“Spice Up Your Meals with Homemade Coconut Chutney – Must-Try Recipe!
Hey there, foodies! Today, I’m thrilled to share with you my all-time favorite recipe for Spicy Coconut Chutney. This delightful South Indian condiment is a flavor-packed addition to any meal. Made with simple ingredients that you can easily find in your kitchen, this chutney is a versatile side that pairs perfectly with rice, roti, dosa, or even as a dip for snacks. Not only does it tantalize your taste buds, but it also comes with some amazing health benefits. The combination of fresh coconut, green chilies, and aromatic spices makes this chutney a must-try dish. So let’s get started!
Ingredients:
For the Chutney:
- 1 Tbsp oil
- 1 tsp cumin seeds
- 1 tsp coriander seeds
- 7 green chilies (adjust to your spice preference)
- 1 cup fresh coconut (grated or chopped)
- 10 garlic pods
- Salt to taste
- A handful of fresh coriander leaves
- 1 tbsp red chili and tamarind paste
For Seasoning:
- 1 tbsp oil
- 1/2 tsp cumin seeds
- 1 tbsp urad dal and mustard seeds mix
- 3 red chilies, broken into two
- 1 tbsp chana dal
- 2 stems curry leaves
- 5 garlic pods, crushed
- A handful of fresh coriander leaves
Instructions:
Preparing the Chutney:
- Take a kadai or a medium-sized pan and place it over medium heat. Add 1 tbsp of oil and let it heat up.
- Once the oil is hot, add cumin seeds and coriander seeds. Let them sizzle for a few seconds until you get that delightful aroma.
- Now, toss in the green chilies and fresh coconut. Sauté the mixture for about 3-4 minutes until the coconut turns slightly golden and aromatic.
- Next, add the garlic pods to the pan and continue sautéing for another minute until the garlic is lightly cooked. Be careful not to burn it as it can turn bitter.
- Once the ingredients are well sautéed, turn off the heat and let the mixture cool down a bit.
- Transfer the sautéed mixture into a mixer jar. Add salt to taste, along with a handful of fresh coriander leaves to enhance the flavor.
- Also, spoon in the red chili and tamarind paste, which will give the chutney its signature tangy and spicy kick.
- Now, blend all the ingredients into a coarse paste. You can adjust the consistency by adding a little water if needed.
Seasoning the Chutney:
- In the same kadai, add another tablespoon of oil and heat it up over medium heat.

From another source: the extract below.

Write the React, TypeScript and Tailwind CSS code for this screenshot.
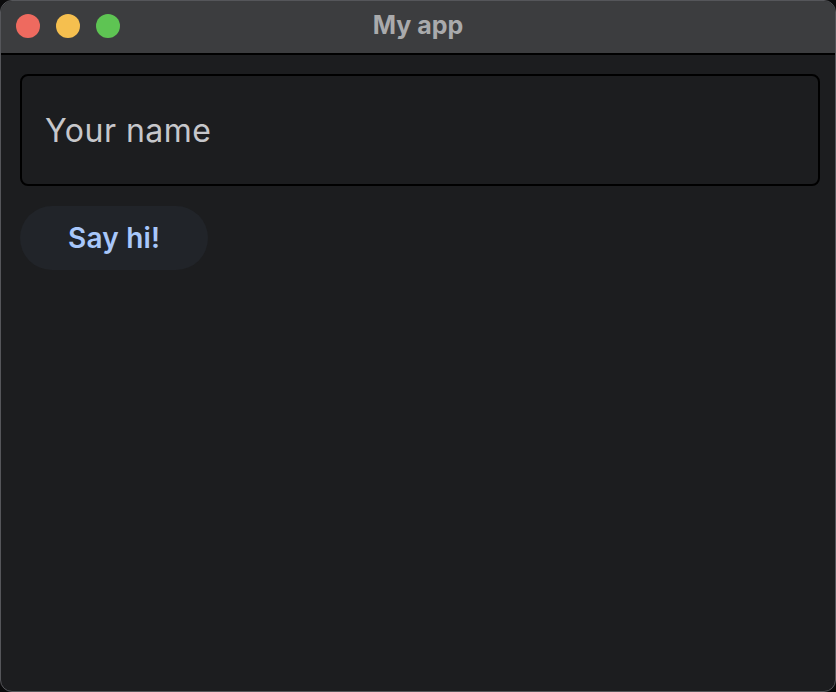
import React, { useState } from 'react';

// macOS-style window chrome with a Compose-like form inside
export default function App() {
  const [name, setName] = useState('');

  return (
    <div className="w-[836px] h-[692px] bg-[#0b0b0c]">
      <div className="w-full h-full flex flex-col rounded-[12px] overflow-hidden border border-[#55565a] bg-[#1c1d1f]">
        {/* Title bar */}
        <div className="relative h-[54px] shrink-0 flex items-center pb-[2px] bg-[#3c3d3f] border-b-2 border-black">
          <div className="flex items-center gap-[16px] pl-[15px]">
            <span className="w-[24px] h-[24px] rounded-full bg-[#ee6a5f]" />
            <span className="w-[24px] h-[24px] rounded-full bg-[#f5bf4f]" />
            <span className="w-[24px] h-[24px] rounded-full bg-[#5ec453]" />
          </div>
          <div
            className="absolute inset-0 pb-[3px] flex items-center justify-center text-[25px] font-bold text-[#a9aaac]"
            style={{ fontFamily: 'Inter, "Noto Sans", sans-serif' }}
          >
            My app
          </div>
        </div>

        {/* Content */}
        <div
          className="flex flex-col items-start gap-[20px] pl-[19px] pr-[15px] pt-[19px]"
          style={{ fontFamily: 'Inter, "Noto Sans", sans-serif' }}
        >
          <input
            type="text"
            value={name}
            onChange={(e) => setName(e.target.value)}
            placeholder="Your name"
            className="w-full h-[112px] rounded-[8px] border-2 border-black bg-[#1c1d1f] px-[23px] text-[32px] tracking-[0.5px] text-[#c6c7cb] placeholder-[#c6c7cb] outline-none"
          />
          <button className="h-[64px] px-[48px] rounded-full bg-[#212429] text-[28px] font-semibold tracking-[0.2px] text-[#a8c7fa]">
            Say hi!
          </button>
        </div>
      </div>
    </div>
  );
}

- Once the oil is hot, toss in the cumin seeds, urad dal and mustard seeds mix, and the broken red chilies. Let them splutter and infuse the oil with their flavors.
- Now, add the chana dal and curry leaves to the pan. Sauté everything together until the dal turns golden brown and the curry leaves become crispy.
- Finally, add the crushed garlic and a handful of fresh coriander leaves to the seasoning mix. Give it a quick stir and let it cook for another minute until the garlic becomes aromatic.
Mixing it all together:
- Now, add the freshly ground coconut chutney into the seasoned oil mixture in the kadai.
- Mix everything together until the chutney is well combined with the seasoning.
- Turn off the heat and dish out the flavorful coconut chutney into a serving bowl.
- Serve the yummy coconut chutney with hot rice, roti, dosa, or use it as a dip for your favorite snacks.
Personal Touch:
This Spicy Coconut Chutney is a family recipe that has been passed down for generations. My grandma used to make it for special occasions, and every time I make it, it brings back fond memories of those family gatherings. I love to serve it alongside a steaming plate of soft idlis or dosas on lazy Sunday mornings. The combination of the heat from the green chilies, the creaminess of the coconut, and the richness of the spices creates a taste explosion in your mouth. One bite, and you’ll be hooked!
So, there you have it, my beloved Coconut Chutney recipe! I hope you enjoy making and savoring this delightful condiment just as much as I do. It’s easy, it’s healthy, and it’s bursting with flavors. Happy cooking!